Ten slotte is het signaleren van minderjarige transitmigranten van cruciaal belang, gezien hun talrijke aanwezigheid onder de transitmigranten en om het hoger belang van het kind in acht te nemen.
Vele transitmigranten worden het slachtoffer van mensensmokkelaars. Hun getuigenissen en informatie zijn cruciaal in de strijd tegen de mensensmokkel. Transitmigranten moeten ook gezien worden als nuttige bronnen in het kader van opsporing. Een klimaat van vertrouwen is essentieel om het businessmodel van de smokkelaars te doorbreken.
Het verzamelen van betrouwbare, transparante en vergelijkbare gegevens over het fenomeen transitmigratie.

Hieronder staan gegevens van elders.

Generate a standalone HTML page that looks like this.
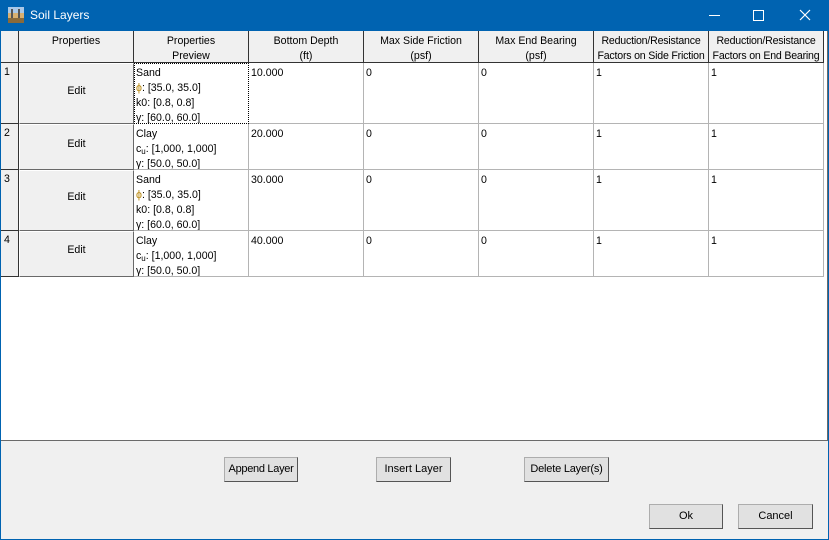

De consolidatie van de humanitaire hub en, waar nodig, de oprichting van humanitaire hubs in andere regio's die worden beheerd door goed opgeleid personeel (met een specifieke opleiding in het opsporen van mogelijke mensensmokkel).
Effectieve bescherming van minderjarigen, door verhoogde waakzaamheid door de politie, prioritaire toewijzing van een voogd en een aangepaste werking van de opvangcentra.
Een flexibelere toepassing van de Dublinverordening voor de behandeling in België van verzoeken om internationale bescherming van transitmigranten die zich in een kwetsbare situatie bevinden (soevereiniteitsclausule).
Burgers die humanitaire hulp verlenen mogen niet geïntimideerd of bedreigd worden met strafrechtelijke vervolging (art. 77 van de Vreemdelingenwet).